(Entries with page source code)
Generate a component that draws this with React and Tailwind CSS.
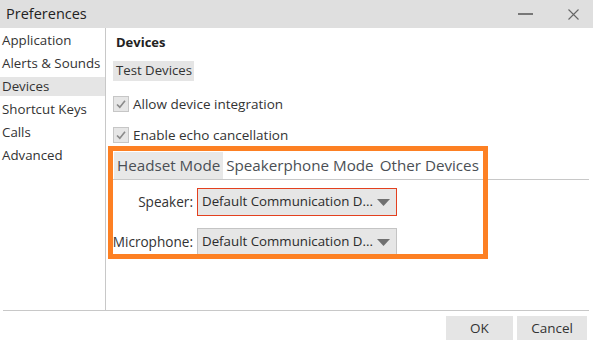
import { useState } from "react";

const sideItems = [
  "Application",
  "Alerts & Sounds",
  "Devices",
  "Shortcut Keys",
  "Calls",
  "Advanced",
];

const tabs = ["Headset Mode", "Speakerphone Mode", "Other Devices"];

function Check({ label }) {
  return (
    <div className="flex items-center h-[16px] ml-[7px]">
      <div className="w-[16px] h-[16px] border border-[#c6c6c6] bg-[#e6e6e6] flex items-center justify-center">
        <svg width="12" height="12" viewBox="0 0 12 12">
          <path d="M2 6.5 L4.8 9.2 L10 2.8" fill="none" stroke="#8a8a8a" strokeWidth="1.6" />
        </svg>
      </div>
      <span className="ml-[4px] text-[13.5px] text-[#333]">{label}</span>
    </div>
  );
}

function Select({ focused }) {
  return (
    <div
      className={
        "w-[200px] h-[28px] bg-[#e6e6e6] border flex items-center pl-[4px] pr-[6px] justify-between overflow-hidden " +
        (focused ? "border-[#e3401f]" : "border-[#c4c4c4]")
      }
    >
      <span className="text-[13.3px] text-[#2b2b2b] whitespace-nowrap">Default Communication D...</span>
      <svg width="13" height="7" viewBox="0 0 13 7" className="shrink-0">
        <path d="M0 0 H13 L6.5 7 Z" fill="#707070" />
      </svg>
    </div>
  );
}

export default function App() {
  const [active, setActive] = useState("Devices");
  const [tab, setTab] = useState(0);

  return (
    <div
      className="relative w-[593px] h-[343px] bg-white text-[#333] overflow-hidden"
      style={{ fontFamily: '"Open Sans", "Noto Sans", sans-serif' }}
    >
      {/* title bar */}
      <div className="h-[28px] bg-[#dfdfdf] flex items-center pl-[6px] pr-[14px]">
        <span className="text-[14.5px] text-[#222] flex-1">Preferences</span>
        <div className="w-[15px] h-[2px] bg-[#777] mr-[35px]" />
        <svg width="11" height="11" viewBox="0 0 11 11">
          <path d="M0.5 0.5 L10.5 10.5 M10.5 0.5 L0.5 10.5" stroke="#666" strokeWidth="1.1" />
        </svg>
      </div>

      <div className="flex h-[282px]">
        {/* sidebar */}
        <div className="w-[106px] border-r border-[#c8c8c8]">
          <div className="-mt-[1px]">
            {sideItems.map((s) => (
              <div
                key={s}
                onClick={() => setActive(s)}
                className={
                  "h-[19px] mt-[4px] pl-[2px] flex items-center text-[13.3px] whitespace-nowrap " +
                  (active === s ? "bg-[#e5e5e5]" : "")
                }
              >
                {s}
              </div>
            ))}
          </div>
        </div>

        {/* content */}
        <div className="flex-1 pr-[4px]">
          <div className="pl-[10px] pt-[4px] h-[26px] leading-[20px] text-[13px] font-bold text-[#222]">Devices</div>
          <div className="ml-[7px] mt-[7px] w-[81px] h-[20px] bg-[#e5e5e5] flex items-center pl-[3px] text-[13.2px] whitespace-nowrap">
            Test Devices
          </div>
          <div className="mt-[15px]">
            <Check label="Allow device integration" />
          </div>
          <div className="mt-[15px]">
            <Check label="Enable echo cancellation" />
          </div>

          {/* tabs */}
          <div className="ml-[4px] mt-[9px] border-b border-[#c8c8c8] flex h-[28px]">
            <div className="w-[4px]" />
            {tabs.map((t, i) => (
              <div
                key={t}
                onClick={() => setTab(i)}
                className={
                  "h-[27px] px-[3px] flex items-center text-[15.2px] text-[#4b4f55] whitespace-nowrap " +
                  (tab === i ? "bg-[#e8e8e8]" : "")
                }
              >
                {t}
              </div>
            ))}
          </div>

          <div className="flex items-center mt-[8px]">
            <div className="w-[91px] text-right pr-[4px] text-[13.6px]">Speaker:</div>
            <Select focused />
          </div>
          <div className="flex items-center mt-[12px]">
            <div className="w-[91px] text-right pr-[4px] text-[13.6px]">Microphone:</div>
            <Select />
          </div>
        </div>
      </div>

      {/* footer */}
      <div className="ml-[3px] w-[586px] border-t border-[#c8c8c8] flex justify-end pt-[5px] pr-[2px] gap-[4px]">
        <div className="w-[67px] h-[24px] bg-[#e5e5e5] flex items-center justify-center text-[13.5px]">OK</div>
        <div className="w-[70px] h-[24px] bg-[#e5e5e5] flex items-center justify-center text-[13.5px]">Cancel</div>
      </div>

      {/* highlight annotation */}
      <div className="absolute left-[108px] top-[146px] w-[380px] h-[113px] border-[5px] border-[#fd8023] pointer-events-none" />
    </div>
  );
}
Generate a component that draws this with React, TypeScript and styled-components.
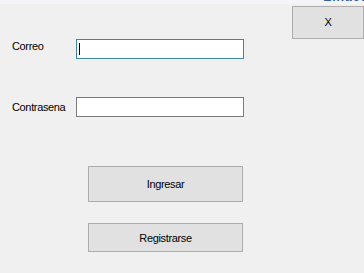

▸ **YOUR OBJECTIVE**: Scan the lines for the string "this". Pick out every line that has it.

▸ **EXERCISE OUTPUT**:
Generate a component that draws this with React and Tailwind CSS.
Generate a component that draws this with React, TypeScript and styled-components.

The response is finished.